Zespół zamkowo – parkowy w Krasiczynie

Jeszcze kilkanaście lat temu o zamku w Krasiczynie słyszeli tylko historycy sztuki i zapaleni krajoznawcy. Zniszczony w czasie II wojny światowej oraz w okresie PRL-u, przeznaczony najpierw na szkołę, następnie ośrodek wypoczynkowy popadał w coraz większą ruinę. Obecnie, po gruntownym remoncie, który rozpoczął się w latach dziewięćdziesiątych odzyskał dawną świetność i jest z roku na rok coraz liczniej odwiedzany przez turystów przebywających w okolicach Przemyśla.

Krasiczyn to niewielka wieś położona około dziesięciu kilometrów na zachód od Przemyśla. W XVI wieku weszła ona w posiadanie rodziny Krasickich, która rozpoczęła przebudowę tutejszego dworu obronnego. Największe zasługi położył w tym dziele Marcin Krasicki, który powstały zamek przekształcił w rezydencję obronną, z narożnymi basztami i wspaniałymi zdobieniami wykonanymi w technice sgraffito. W XVII i XVIII wieku budowla podupadła ale do świetności przywrócili ją Sapiehowie, którzy weszli w jej posiadanie na początku wieku XIX. Władali oni zamkiem do końca II wojny światowej. Tu urodził się miedzy innymi kardynał krakowski Adam Sapieha, z rąk którego święcenia kapłańskie otrzymał Karol Wojtyła.

Podczas II wojny światowej zamek został bardzo mocno zniszczony przez armię czerwoną. Wnętrza splądrowano i rozkradziono, zniszczono wspaniałą kaplicę dworską. Żołnierze nie oszczędzili nawet krypt, gdzie otwarli groby Sapiehów i z metalowych trumien zrobili wanny.

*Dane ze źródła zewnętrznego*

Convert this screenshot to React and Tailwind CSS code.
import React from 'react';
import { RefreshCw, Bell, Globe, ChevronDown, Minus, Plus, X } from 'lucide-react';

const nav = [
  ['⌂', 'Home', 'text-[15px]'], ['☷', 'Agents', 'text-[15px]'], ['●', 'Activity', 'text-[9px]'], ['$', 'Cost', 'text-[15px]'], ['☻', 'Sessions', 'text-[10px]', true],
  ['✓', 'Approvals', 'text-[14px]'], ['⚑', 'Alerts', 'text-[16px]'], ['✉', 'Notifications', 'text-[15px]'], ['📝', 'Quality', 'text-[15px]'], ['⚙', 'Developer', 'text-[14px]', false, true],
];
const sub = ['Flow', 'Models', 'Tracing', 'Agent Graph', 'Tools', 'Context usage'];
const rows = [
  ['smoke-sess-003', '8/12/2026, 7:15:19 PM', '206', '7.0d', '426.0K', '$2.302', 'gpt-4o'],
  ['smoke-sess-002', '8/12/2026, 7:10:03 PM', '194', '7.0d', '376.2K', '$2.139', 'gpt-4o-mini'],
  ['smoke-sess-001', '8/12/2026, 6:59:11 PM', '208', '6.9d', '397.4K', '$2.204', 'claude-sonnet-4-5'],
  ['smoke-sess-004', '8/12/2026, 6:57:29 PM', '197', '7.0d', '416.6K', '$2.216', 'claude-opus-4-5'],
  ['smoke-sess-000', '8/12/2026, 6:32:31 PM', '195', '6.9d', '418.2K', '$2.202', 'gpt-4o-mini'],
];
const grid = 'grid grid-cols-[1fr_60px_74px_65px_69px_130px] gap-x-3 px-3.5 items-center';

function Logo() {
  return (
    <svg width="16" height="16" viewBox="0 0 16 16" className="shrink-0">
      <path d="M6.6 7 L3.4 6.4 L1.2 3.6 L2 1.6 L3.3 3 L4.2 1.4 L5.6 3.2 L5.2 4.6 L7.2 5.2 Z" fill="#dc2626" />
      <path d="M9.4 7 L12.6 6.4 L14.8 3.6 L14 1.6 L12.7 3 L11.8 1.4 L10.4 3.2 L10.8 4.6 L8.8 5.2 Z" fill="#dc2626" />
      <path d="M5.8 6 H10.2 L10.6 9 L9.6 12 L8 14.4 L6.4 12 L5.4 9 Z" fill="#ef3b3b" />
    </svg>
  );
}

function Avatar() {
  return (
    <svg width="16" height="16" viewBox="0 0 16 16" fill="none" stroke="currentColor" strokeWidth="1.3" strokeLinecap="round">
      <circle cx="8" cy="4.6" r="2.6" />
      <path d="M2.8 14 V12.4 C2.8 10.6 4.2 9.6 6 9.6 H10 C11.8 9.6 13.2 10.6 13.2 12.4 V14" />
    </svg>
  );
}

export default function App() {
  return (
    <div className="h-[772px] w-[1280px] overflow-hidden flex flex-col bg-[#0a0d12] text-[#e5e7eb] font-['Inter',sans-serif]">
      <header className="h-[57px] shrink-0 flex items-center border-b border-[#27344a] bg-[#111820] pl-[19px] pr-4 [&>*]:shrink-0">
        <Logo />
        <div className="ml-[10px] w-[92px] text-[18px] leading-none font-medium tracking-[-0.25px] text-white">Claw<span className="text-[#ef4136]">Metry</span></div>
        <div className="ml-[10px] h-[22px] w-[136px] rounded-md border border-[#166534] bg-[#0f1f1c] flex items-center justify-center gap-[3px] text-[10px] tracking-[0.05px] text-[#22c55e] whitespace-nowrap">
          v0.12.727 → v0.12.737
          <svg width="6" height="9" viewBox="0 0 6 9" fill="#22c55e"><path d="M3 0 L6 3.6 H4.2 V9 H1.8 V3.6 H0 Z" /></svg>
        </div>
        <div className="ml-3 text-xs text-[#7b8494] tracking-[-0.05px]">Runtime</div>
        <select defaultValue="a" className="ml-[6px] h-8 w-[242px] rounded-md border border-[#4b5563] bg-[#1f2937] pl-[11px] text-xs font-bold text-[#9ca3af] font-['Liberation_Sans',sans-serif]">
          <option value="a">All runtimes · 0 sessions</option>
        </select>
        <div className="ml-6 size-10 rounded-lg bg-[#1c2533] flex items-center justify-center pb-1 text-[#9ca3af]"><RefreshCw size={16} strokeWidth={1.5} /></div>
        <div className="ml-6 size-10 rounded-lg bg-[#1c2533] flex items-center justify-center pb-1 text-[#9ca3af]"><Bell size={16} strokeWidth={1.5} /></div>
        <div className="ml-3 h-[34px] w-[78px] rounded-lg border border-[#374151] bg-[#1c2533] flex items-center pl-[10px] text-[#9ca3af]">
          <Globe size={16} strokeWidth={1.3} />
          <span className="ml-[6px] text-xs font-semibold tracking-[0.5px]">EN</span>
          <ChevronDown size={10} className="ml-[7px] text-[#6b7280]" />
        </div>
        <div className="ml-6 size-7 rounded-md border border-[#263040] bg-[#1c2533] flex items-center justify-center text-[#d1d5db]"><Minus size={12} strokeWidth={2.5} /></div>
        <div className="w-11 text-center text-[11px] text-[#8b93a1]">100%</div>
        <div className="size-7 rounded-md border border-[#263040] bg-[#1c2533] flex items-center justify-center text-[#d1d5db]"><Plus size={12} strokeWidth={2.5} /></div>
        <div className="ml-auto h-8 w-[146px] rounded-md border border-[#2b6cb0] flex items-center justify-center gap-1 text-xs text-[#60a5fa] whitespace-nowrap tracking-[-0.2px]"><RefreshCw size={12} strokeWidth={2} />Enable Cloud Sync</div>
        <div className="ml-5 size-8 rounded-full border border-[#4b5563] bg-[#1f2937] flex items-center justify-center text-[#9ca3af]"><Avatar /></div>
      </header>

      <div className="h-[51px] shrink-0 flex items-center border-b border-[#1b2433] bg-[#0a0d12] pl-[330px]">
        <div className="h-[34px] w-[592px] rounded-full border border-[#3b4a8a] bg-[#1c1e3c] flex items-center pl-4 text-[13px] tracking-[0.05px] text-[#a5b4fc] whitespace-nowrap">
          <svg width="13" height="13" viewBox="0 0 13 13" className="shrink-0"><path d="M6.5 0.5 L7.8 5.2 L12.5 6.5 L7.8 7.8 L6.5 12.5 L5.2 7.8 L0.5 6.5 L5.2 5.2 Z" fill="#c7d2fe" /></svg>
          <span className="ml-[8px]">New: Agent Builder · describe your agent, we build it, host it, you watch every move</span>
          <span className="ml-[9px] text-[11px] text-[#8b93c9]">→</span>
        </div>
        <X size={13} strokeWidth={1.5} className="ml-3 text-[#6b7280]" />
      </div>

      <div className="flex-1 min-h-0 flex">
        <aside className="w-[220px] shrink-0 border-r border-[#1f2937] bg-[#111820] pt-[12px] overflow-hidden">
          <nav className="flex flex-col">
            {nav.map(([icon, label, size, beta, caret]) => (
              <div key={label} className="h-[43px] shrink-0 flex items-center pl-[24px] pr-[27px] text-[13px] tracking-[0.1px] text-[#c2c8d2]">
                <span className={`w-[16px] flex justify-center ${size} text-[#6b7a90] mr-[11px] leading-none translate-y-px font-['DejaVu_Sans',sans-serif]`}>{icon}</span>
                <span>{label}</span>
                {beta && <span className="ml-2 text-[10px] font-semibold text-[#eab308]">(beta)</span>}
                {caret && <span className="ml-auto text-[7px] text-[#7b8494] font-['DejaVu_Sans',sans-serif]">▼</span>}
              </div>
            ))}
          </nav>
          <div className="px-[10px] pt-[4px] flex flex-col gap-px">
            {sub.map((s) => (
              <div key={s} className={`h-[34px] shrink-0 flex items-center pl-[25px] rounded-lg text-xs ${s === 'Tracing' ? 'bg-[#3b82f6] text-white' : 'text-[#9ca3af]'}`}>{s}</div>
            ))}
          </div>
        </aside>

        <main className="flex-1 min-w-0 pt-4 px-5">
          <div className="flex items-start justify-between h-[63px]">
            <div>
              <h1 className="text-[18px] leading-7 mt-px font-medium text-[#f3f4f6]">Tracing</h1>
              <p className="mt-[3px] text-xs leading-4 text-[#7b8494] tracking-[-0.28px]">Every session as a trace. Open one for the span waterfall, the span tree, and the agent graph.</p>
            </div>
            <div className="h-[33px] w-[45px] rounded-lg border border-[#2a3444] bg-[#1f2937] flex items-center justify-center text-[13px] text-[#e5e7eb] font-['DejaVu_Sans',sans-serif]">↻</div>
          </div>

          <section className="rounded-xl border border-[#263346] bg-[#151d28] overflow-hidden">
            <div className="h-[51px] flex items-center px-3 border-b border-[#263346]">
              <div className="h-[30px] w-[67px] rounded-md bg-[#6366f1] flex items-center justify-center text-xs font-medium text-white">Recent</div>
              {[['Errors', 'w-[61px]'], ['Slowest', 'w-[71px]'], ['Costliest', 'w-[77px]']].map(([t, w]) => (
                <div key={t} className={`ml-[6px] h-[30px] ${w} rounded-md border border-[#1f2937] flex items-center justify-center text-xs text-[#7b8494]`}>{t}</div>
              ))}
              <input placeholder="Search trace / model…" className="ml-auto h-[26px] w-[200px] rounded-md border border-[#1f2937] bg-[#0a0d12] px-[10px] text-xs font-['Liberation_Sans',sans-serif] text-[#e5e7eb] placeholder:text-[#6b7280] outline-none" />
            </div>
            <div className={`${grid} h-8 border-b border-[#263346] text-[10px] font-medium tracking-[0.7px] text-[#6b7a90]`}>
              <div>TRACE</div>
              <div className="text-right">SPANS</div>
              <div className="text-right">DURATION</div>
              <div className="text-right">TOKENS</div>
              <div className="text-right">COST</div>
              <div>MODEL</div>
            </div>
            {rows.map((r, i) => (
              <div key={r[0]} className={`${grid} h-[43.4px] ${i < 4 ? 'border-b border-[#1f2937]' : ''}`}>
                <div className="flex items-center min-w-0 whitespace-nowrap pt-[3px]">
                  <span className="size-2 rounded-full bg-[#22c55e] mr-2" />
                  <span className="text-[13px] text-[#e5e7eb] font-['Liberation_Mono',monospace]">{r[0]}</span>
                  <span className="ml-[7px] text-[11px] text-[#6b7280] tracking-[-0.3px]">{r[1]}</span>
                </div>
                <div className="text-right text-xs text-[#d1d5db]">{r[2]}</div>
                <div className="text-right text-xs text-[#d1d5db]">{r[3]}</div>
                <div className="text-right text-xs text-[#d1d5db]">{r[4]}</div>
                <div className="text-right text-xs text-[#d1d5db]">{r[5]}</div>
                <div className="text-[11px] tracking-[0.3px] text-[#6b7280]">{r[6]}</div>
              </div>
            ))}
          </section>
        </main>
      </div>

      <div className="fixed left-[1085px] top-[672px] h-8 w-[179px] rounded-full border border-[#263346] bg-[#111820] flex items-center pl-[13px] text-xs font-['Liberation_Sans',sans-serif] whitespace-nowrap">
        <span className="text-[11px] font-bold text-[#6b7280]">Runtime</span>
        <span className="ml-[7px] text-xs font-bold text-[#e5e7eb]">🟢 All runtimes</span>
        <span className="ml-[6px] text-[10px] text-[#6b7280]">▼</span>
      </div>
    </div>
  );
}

Obecnie zamek w Krasiczynie zaczyna przypominać dostoją rezydencję jaką był na początku XIX wieku. Ta zbudowana na planie prostokąta budowla, z czterema basztami – Boską, Papieską, Królewską i Szlachecką otoczona jest przepięknym parkiem. Rosną tu sprowadzane z odległych krajów egzotyczne drzewa i krzewy. Dużą ciekawostką jest aleja lip i dębów. Założona zostałą przez Sapiehów, którzy kiedy w rodzinie rodziła się dziewczynka sadzili lipę, a narodziny syna świętowała zasadzeniem dębu. Mają one imiona kolejnych potomków tej rodziny.

Sam pałac posiada wewnętrzny dziedziniec, otoczony arkadowymi krużgankami. Od strony dawnego gościńca znajduje się brama wjazdowa z zegarem. Ściany pokrywają odnowione dekoracje w technice sgraffito. Wnętrza nie prezentują się zbyt okazale. Dla turystów udostępniono zaledwie kilka pomieszczeń, w tym jedyne zachowane oryginalne pokoje, które uchroniły się przed zniszczeniem. Dużą atrakcją jest otwarta niedawno kaplica w Baszcie Boskiej. Odtworzona od podstaw przez konserwatorów odzyskała blask jaki miała w czasach gdy porównywano ją z kaplicą Zygmuntowską na Wawelu.